Evaluation of data and history of 6 patients with CRCSC who did not respond to (diuretics, aspirin, anti-VEGF intravitreally), could not receive (photocoagulation), or did not wish common treatment (photodynamic therapy, anti-VEGF intravitreally). Duration of CSC was at least 12 month with at least 1 recurrence. Each patient was treated with 3 million International Units of Interferon alpha 2a daily for 4 weeks, and 2 more weeks given the medication every other day. Visual acuity and central foveal thickness measured with spectral domain OCT were obtained.

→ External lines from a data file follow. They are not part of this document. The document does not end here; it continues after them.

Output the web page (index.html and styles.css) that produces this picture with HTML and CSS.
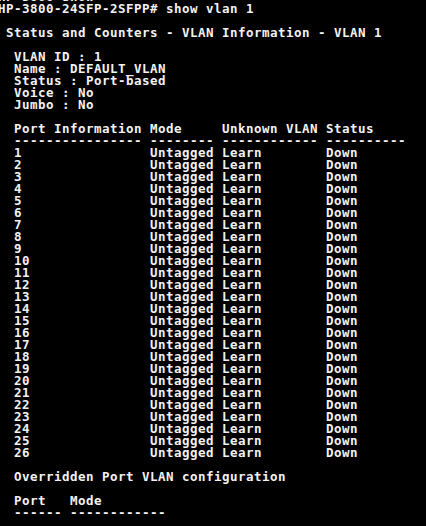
FILE: index.html
```html
<!DOCTYPE html>
<html>
<head>
<meta charset="utf-8">
<link rel="stylesheet" href="styles.css">
</head>
<body>
<pre class="term">HP-3800 show
HP-3800-24SFP-2SFPP# show vlan 1

 Status and Counters - VLAN Information - VLAN 1

  VLAN ID : 1
  Name : DEFAULT_VLAN
  Status : Port-based
  Voice : No
  Jumbo : No

  Port Information Mode     Unknown VLAN Status
  ---------------- -------- ------------ ----------
  1                Untagged Learn        Down
  2                Untagged Learn        Down
  3                Untagged Learn        Down
  4                Untagged Learn        Down
  5                Untagged Learn        Down
  6                Untagged Learn        Down
  7                Untagged Learn        Down
  8                Untagged Learn        Down
  9                Untagged Learn        Down
  10               Untagged Learn        Down
  11               Untagged Learn        Down
  12               Untagged Learn        Down
  13               Untagged Learn        Down
  14               Untagged Learn        Down
  15               Untagged Learn        Down
  16               Untagged Learn        Down
  17               Untagged Learn        Down
  18               Untagged Learn        Down
  19               Untagged Learn        Down
  20               Untagged Learn        Down
  21               Untagged Learn        Down
  22               Untagged Learn        Down
  23               Untagged Learn        Down
  24               Untagged Learn        Down
  25               Untagged Learn        Down
  26               Untagged Learn        Down

  Overridden Port VLAN configuration

  Port   Mode
  ------ ------------
</pre>
</body>
</html>
```

FILE: styles.css
```css
html, body {
  margin: 0;
  padding: 0;
  background: #000;
  overflow: hidden;
  width: 426px;
  height: 526px;
}

.term {
  margin: -9px 0 0 -2px;
  padding: 0;
  color: #f2f2f2;
  font-family: "DejaVu Sans Mono", monospace;
  font-weight: bold;
  font-size: 12.5px;
  line-height: 12px;
  letter-spacing: 0.475px;
  white-space: pre;
}
```
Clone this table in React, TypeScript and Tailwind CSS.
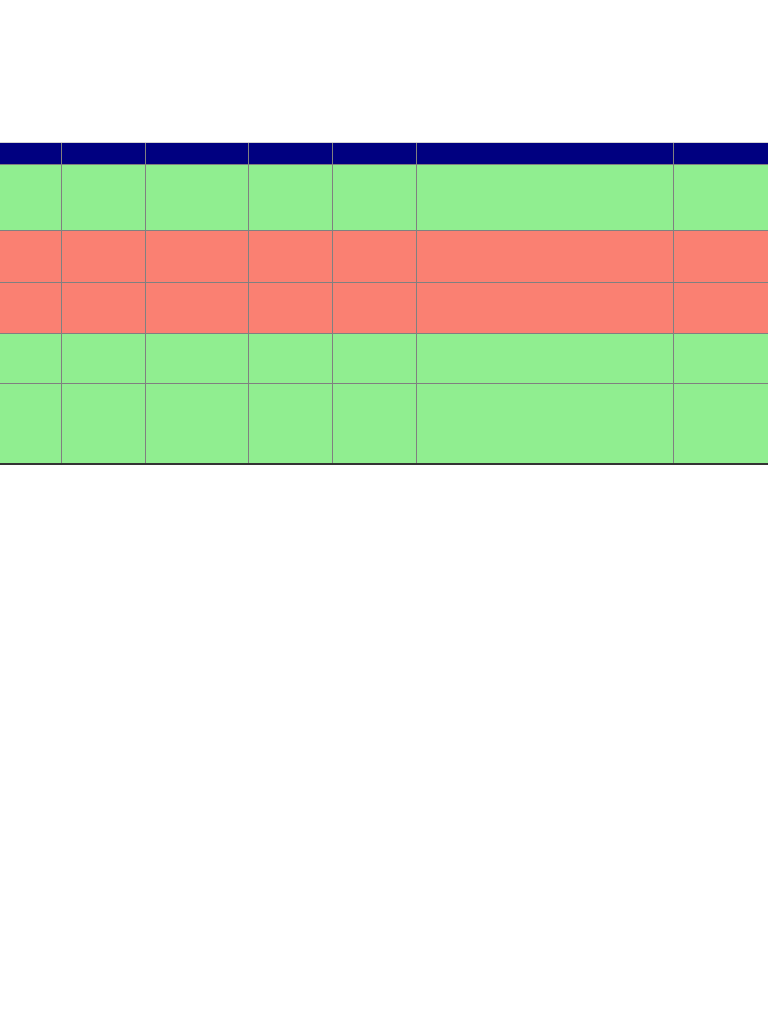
import React from "react";

const rows = [
  { h: "h-[66px]", bg: "bg-[#90ee90]", last: false },
  { h: "h-[52px]", bg: "bg-[#fa8072]", last: false },
  { h: "h-[51px]", bg: "bg-[#fa8072]", last: false },
  { h: "h-[50px]", bg: "bg-[#90ee90]", last: false },
  { h: "h-[81px]", bg: "bg-[#90ee90]", last: true },
];

const cols = 7;

export default function App() {
  return (
    <div className="min-h-[1024px] w-full bg-white pt-[142px] font-['Liberation_Sans',sans-serif] overflow-hidden">
      <div className="w-full">
        <div className="grid h-[23px] grid-cols-[62px_84px_103px_84px_84px_257px_1fr] border-y border-t-[#d4d4d4] border-b-[#808080] bg-[#000080]">
          {Array.from({ length: cols }).map((_, i) => (
            <div
              key={i}
              className={i < cols - 1 ? "border-r border-[#808080]" : ""}
            />
          ))}
        </div>
        {rows.map((r, ri) => (
          <div
            key={ri}
            className={`grid grid-cols-[62px_84px_103px_84px_84px_257px_1fr] ${r.h} ${r.bg} ${
              r.last ? "border-b-2 border-[#333333]" : "border-b border-[#808080]"
            }`}
          >
            {Array.from({ length: cols }).map((_, i) => (
              <div
                key={i}
                className={i < cols - 1 ? "border-r border-[#808080]" : ""}
              />
            ))}
          </div>
        ))}
      </div>
    </div>
  );
}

The patients graded the side effects as “none”, “mild” (notable but not irritating), “tolerable” (irritating, but willing to continue because of efficacy) and “not tolerable”, which stopped treatment.
All patients had reduction of subretinal and sub-pigment-epithelial fluid, with complete resorption in 4 cases. Depending on the duration of the CSC, visual acuity increased up to four Snellen lines. 2 patients had very small amounts of fluid when treatment was stopped. 2 patients had recurrence of fluid, one of them twice. We saw recurrence after 2 month and 4 month for the 1st patient, and after 4 month for the 2nd. Re-treatment was effective for all recurrences (gain of visual acuity up to 4 Snellen lines). Side effects were graded as “none” by 1 patient, “mild” by 3 patients (flu-like, fatigue), which could be overcome by adding Paracetamol, “tolerable” by 2 patients (obstipation, dizziness, nausea). Only 1 patient we had to grade the side effects as “not tolerable” (leucopenia).
We present the first case series of systemic Interferon alpha 2a for treating CRCSC. It provides excellent short term results in reducing subretinal and sub-pigment-epithelial fluid in CRCSC. Treatment is repeatable if necessary. Patients have to be examined for side effects, which might require the therapy to be stopped.